## EXERCISE DETAILS
Quote the data below in full, minus the images.

## PROVIDED MATERIAL

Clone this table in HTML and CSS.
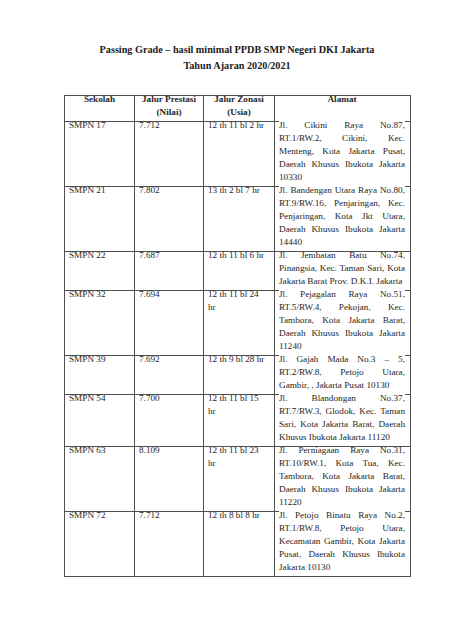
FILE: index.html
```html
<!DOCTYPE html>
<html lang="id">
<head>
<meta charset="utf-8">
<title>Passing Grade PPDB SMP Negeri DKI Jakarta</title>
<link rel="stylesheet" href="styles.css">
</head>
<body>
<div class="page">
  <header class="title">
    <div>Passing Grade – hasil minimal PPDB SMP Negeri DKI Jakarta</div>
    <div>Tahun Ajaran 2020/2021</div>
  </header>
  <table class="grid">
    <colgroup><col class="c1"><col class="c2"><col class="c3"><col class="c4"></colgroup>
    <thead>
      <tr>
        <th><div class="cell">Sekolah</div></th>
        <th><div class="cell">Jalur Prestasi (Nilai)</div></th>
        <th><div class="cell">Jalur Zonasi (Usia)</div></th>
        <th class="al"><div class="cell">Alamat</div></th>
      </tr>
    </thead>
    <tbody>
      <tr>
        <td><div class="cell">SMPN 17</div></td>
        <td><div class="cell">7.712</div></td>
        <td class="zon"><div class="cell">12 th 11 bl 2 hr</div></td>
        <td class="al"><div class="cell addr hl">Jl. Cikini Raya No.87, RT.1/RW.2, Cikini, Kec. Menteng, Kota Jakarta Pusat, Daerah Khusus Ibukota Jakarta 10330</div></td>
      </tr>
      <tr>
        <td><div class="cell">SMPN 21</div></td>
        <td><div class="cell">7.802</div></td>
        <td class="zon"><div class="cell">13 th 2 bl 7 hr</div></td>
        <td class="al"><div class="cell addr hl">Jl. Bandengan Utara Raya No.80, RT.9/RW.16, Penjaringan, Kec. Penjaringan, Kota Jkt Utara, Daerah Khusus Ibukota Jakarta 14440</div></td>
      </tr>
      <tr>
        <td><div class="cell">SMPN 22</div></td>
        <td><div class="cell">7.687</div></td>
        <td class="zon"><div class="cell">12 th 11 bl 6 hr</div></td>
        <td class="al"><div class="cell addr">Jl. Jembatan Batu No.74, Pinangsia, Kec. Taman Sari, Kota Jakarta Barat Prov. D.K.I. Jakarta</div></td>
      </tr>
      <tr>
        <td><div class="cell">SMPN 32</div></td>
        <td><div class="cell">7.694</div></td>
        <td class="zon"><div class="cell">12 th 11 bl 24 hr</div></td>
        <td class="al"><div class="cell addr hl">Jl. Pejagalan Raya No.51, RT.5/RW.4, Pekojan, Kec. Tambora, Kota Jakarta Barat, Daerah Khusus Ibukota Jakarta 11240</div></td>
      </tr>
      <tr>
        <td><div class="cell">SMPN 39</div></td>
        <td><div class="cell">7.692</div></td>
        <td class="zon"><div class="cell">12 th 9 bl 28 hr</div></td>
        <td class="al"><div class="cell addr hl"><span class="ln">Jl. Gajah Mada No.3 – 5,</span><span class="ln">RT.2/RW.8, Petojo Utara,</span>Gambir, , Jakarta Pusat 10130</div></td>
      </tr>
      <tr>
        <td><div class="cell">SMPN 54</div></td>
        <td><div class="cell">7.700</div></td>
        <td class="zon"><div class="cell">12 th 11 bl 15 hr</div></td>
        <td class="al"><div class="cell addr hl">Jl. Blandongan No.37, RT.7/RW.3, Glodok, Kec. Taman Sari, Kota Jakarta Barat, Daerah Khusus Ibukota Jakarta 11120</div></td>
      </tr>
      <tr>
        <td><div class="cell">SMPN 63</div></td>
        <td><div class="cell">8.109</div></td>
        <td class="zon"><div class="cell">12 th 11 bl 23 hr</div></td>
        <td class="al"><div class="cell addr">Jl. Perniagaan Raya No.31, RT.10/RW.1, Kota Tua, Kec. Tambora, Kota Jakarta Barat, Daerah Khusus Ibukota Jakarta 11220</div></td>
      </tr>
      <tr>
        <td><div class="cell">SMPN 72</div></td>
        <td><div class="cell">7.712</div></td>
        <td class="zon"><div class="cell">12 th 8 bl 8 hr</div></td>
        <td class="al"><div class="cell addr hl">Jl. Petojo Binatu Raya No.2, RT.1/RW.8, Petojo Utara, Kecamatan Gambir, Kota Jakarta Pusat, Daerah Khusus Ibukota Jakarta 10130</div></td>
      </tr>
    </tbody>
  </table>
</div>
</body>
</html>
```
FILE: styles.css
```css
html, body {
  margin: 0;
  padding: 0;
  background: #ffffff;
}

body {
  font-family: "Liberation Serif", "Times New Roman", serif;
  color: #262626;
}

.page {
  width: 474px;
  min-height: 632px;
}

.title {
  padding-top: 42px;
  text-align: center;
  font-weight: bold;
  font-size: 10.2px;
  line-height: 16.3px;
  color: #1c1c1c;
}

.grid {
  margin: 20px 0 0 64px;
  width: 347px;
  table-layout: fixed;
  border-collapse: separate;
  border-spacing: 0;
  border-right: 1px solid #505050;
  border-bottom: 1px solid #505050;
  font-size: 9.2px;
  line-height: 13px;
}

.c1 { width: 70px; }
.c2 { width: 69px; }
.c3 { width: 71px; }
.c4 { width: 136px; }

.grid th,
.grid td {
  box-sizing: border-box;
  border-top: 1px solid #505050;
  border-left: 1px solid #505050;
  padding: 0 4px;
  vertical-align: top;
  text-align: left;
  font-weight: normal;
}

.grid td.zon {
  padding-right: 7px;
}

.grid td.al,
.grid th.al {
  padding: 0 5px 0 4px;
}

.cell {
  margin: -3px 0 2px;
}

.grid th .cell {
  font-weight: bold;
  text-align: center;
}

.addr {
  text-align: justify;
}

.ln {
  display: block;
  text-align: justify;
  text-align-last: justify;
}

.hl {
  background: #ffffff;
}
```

## WRITTEN RESPONSE
Clone this table in HTML and CSS.
FILE: index.html
```html
<!DOCTYPE html>
<html lang="id">
<head>
<meta charset="utf-8">
<title>Passing Grade PPDB SMP Negeri DKI Jakarta</title>
<link rel="stylesheet" href="styles.css">
</head>
<body>
<div class="page">
  <header class="title">
    <div>Passing Grade – hasil minimal PPDB SMP Negeri DKI Jakarta</div>
    <div>Tahun Ajaran 2020/2021</div>
  </header>
  <table class="grid">
    <colgroup><col class="c1"><col class="c2"><col class="c3"><col class="c4"></colgroup>
    <thead>
      <tr>
        <th><div class="cell">Sekolah</div></th>
        <th><div class="cell">Jalur Prestasi (Nilai)</div></th>
        <th><div class="cell">Jalur Zonasi (Usia)</div></th>
        <th class="al"><div class="cell">Alamat</div></th>
      </tr>
    </thead>
    <tbody>
      <tr>
        <td><div class="cell">SMPN 17</div></td>
        <td><div class="cell">7.712</div></td>
        <td class="zon"><div class="cell">12 th 11 bl 2 hr</div></td>
        <td class="al"><div class="cell addr hl">Jl. Cikini Raya No.87, RT.1/RW.2, Cikini, Kec. Menteng, Kota Jakarta Pusat, Daerah Khusus Ibukota Jakarta 10330</div></td>
      </tr>
      <tr>
        <td><div class="cell">SMPN 21</div></td>
        <td><div class="cell">7.802</div></td>
        <td class="zon"><div class="cell">13 th 2 bl 7 hr</div></td>
        <td class="al"><div class="cell addr hl">Jl. Bandengan Utara Raya No.80, RT.9/RW.16, Penjaringan, Kec. Penjaringan, Kota Jkt Utara, Daerah Khusus Ibukota Jakarta 14440</div></td>
      </tr>
      <tr>
        <td><div class="cell">SMPN 22</div></td>
        <td><div class="cell">7.687</div></td>
        <td class="zon"><div class="cell">12 th 11 bl 6 hr</div></td>
        <td class="al"><div class="cell addr">Jl. Jembatan Batu No.74, Pinangsia, Kec. Taman Sari, Kota Jakarta Barat Prov. D.K.I. Jakarta</div></td>
      </tr>
      <tr>
        <td><div class="cell">SMPN 32</div></td>
        <td><div class="cell">7.694</div></td>
        <td class="zon"><div class="cell">12 th 11 bl 24 hr</div></td>
        <td class="al"><div class="cell addr hl">Jl. Pejagalan Raya No.51, RT.5/RW.4, Pekojan, Kec. Tambora, Kota Jakarta Barat, Daerah Khusus Ibukota Jakarta 11240</div></td>
      </tr>
      <tr>
        <td><div class="cell">SMPN 39</div></td>
        <td><div class="cell">7.692</div></td>
        <td class="zon"><div class="cell">12 th 9 bl 28 hr</div></td>
        <td class="al"><div class="cell addr hl"><span class="ln">Jl. Gajah Mada No.3 – 5,</span><span class="ln">RT.2/RW.8, Petojo Utara,</span>Gambir, , Jakarta Pusat 10130</div></td>
      </tr>
      <tr>
        <td><div class="cell">SMPN 54</div></td>
        <td><div class="cell">7.700</div></td>
        <td class="zon"><div class="cell">12 th 11 bl 15 hr</div></td>
        <td class="al"><div class="cell addr hl">Jl. Blandongan No.37, RT.7/RW.3, Glodok, Kec. Taman Sari, Kota Jakarta Barat, Daerah Khusus Ibukota Jakarta 11120</div></td>
      </tr>
      <tr>
        <td><div class="cell">SMPN 63</div></td>
        <td><div class="cell">8.109</div></td>
        <td class="zon"><div class="cell">12 th 11 bl 23 hr</div></td>
        <td class="al"><div class="cell addr">Jl. Perniagaan Raya No.31, RT.10/RW.1, Kota Tua, Kec. Tambora, Kota Jakarta Barat, Daerah Khusus Ibukota Jakarta 11220</div></td>
      </tr>
      <tr>
        <td><div class="cell">SMPN 72</div></td>
        <td><div class="cell">7.712</div></td>
        <td class="zon"><div class="cell">12 th 8 bl 8 hr</div></td>
        <td class="al"><div class="cell addr hl">Jl. Petojo Binatu Raya No.2, RT.1/RW.8, Petojo Utara, Kecamatan Gambir, Kota Jakarta Pusat, Daerah Khusus Ibukota Jakarta 10130</div></td>
      </tr>
    </tbody>
  </table>
</div>
</body>
</html>
```
FILE: styles.css
```css
html, body {
  margin: 0;
  padding: 0;
  background: #ffffff;
}

body {
  font-family: "Liberation Serif", "Times New Roman", serif;
  color: #262626;
}

.page {
  width: 474px;
  min-height: 632px;
}

.title {
  padding-top: 42px;
  text-align: center;
  font-weight: bold;
  font-size: 10.2px;
  line-height: 16.3px;
  color: #1c1c1c;
}

.grid {
  margin: 20px 0 0 64px;
  width: 347px;
  table-layout: fixed;
  border-collapse: separate;
  border-spacing: 0;
  border-right: 1px solid #505050;
  border-bottom: 1px solid #505050;
  font-size: 9.2px;
  line-height: 13px;
}

.c1 { width: 70px; }
.c2 { width: 69px; }
.c3 { width: 71px; }
.c4 { width: 136px; }

.grid th,
.grid td {
  box-sizing: border-box;
  border-top: 1px solid #505050;
  border-left: 1px solid #505050;
  padding: 0 4px;
  vertical-align: top;
  text-align: left;
  font-weight: normal;
}

.grid td.zon {
  padding-right: 7px;
}

.grid td.al,
.grid th.al {
  padding: 0 5px 0 4px;
}

.cell {
  margin: -3px 0 2px;
}

.grid th .cell {
  font-weight: bold;
  text-align: center;
}

.addr {
  text-align: justify;
}

.ln {
  display: block;
  text-align: justify;
  text-align-last: justify;
}

.hl {
  background: #ffffff;
}
```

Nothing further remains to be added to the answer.